* **What you should do**: Search the listing below for the string "with" and show each line that contains it.

* **Provided material**:
-- START --
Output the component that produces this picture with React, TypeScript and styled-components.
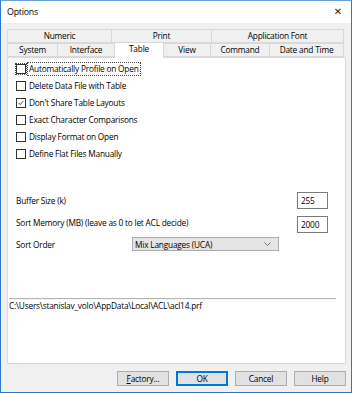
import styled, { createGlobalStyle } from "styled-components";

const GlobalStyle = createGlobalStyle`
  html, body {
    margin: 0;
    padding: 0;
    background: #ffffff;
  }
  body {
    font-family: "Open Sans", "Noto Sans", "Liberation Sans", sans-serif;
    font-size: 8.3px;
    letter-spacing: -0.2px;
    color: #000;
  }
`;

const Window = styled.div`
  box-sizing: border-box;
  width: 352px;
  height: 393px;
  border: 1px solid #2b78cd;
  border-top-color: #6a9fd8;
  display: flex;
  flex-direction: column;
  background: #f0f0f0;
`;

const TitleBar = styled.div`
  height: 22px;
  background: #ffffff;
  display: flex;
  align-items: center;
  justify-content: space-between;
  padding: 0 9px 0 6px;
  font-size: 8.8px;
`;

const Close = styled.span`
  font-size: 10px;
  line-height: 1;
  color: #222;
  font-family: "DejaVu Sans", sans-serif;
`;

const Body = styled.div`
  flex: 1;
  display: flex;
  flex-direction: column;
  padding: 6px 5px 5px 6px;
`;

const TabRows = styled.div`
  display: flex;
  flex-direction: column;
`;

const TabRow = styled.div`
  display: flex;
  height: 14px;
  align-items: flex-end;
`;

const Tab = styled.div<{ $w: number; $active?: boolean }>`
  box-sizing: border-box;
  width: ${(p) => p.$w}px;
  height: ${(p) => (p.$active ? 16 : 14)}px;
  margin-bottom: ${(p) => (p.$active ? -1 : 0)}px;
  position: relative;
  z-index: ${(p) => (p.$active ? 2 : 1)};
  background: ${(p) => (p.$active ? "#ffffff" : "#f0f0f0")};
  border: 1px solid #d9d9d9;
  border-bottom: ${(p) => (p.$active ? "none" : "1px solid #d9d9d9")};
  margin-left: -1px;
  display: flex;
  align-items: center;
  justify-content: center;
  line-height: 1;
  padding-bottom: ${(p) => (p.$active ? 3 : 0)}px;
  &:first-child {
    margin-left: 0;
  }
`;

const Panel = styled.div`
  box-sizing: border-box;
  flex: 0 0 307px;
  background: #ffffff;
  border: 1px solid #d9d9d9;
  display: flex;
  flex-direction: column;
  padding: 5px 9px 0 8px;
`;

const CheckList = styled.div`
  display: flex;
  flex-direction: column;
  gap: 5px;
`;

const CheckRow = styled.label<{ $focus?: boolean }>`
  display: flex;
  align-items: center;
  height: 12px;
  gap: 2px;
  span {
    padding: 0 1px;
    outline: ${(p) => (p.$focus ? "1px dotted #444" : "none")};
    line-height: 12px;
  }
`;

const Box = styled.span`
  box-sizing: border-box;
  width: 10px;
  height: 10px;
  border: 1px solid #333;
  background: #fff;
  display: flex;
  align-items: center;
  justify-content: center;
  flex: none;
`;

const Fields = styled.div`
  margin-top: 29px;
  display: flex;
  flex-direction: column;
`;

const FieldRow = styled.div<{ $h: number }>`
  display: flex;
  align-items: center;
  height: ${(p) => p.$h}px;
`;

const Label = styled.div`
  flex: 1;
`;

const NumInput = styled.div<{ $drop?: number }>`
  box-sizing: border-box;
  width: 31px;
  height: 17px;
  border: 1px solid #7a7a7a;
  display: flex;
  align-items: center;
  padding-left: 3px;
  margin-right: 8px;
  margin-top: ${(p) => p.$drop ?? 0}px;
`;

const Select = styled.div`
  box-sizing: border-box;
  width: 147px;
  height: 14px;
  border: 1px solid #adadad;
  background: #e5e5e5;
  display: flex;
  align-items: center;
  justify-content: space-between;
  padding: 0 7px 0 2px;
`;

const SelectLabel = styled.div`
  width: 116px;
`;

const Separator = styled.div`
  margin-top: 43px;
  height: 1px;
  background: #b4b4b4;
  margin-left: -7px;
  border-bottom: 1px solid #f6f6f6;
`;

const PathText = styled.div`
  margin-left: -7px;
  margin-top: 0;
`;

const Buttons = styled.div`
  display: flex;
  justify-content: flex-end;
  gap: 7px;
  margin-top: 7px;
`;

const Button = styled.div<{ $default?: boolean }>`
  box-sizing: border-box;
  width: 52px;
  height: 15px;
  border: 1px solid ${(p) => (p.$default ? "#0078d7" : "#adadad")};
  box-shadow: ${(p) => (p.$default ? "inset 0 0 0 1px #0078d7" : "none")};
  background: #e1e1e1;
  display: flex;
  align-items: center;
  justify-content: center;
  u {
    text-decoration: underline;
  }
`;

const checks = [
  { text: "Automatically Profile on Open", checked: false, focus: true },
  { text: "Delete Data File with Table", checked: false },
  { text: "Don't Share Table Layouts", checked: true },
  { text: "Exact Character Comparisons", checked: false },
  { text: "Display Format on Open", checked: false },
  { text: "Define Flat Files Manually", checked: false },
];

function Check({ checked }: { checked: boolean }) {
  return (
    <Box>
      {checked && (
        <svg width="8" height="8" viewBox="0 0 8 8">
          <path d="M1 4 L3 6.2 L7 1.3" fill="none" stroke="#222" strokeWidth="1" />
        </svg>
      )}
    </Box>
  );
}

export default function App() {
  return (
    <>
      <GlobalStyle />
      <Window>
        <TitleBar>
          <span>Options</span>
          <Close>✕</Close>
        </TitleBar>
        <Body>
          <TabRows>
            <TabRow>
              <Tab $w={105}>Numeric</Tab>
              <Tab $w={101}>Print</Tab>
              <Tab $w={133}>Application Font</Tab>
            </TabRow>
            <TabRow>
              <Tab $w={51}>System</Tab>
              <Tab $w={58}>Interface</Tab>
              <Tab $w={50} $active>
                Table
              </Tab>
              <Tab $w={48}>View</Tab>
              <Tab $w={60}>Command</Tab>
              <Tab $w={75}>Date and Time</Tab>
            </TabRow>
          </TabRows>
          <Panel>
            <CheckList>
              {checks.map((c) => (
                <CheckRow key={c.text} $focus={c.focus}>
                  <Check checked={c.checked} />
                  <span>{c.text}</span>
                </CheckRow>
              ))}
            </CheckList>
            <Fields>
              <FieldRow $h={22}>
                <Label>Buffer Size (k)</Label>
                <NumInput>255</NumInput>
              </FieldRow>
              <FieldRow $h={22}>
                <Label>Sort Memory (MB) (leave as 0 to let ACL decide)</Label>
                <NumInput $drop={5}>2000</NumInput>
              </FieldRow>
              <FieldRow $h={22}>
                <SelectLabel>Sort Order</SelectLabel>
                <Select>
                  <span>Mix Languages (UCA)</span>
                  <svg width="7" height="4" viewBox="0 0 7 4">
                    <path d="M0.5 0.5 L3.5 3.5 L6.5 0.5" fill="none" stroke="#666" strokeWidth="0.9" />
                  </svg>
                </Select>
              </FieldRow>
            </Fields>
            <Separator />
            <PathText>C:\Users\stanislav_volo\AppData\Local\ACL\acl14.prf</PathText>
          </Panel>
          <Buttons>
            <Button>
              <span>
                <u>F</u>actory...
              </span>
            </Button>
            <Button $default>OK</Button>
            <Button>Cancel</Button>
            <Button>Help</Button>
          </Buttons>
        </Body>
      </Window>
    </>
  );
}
-- END --
* **Reply**:
Output the component that produces this picture with React, TypeScript and styled-components.
  { text: "Delete Data File with Table", checked: false },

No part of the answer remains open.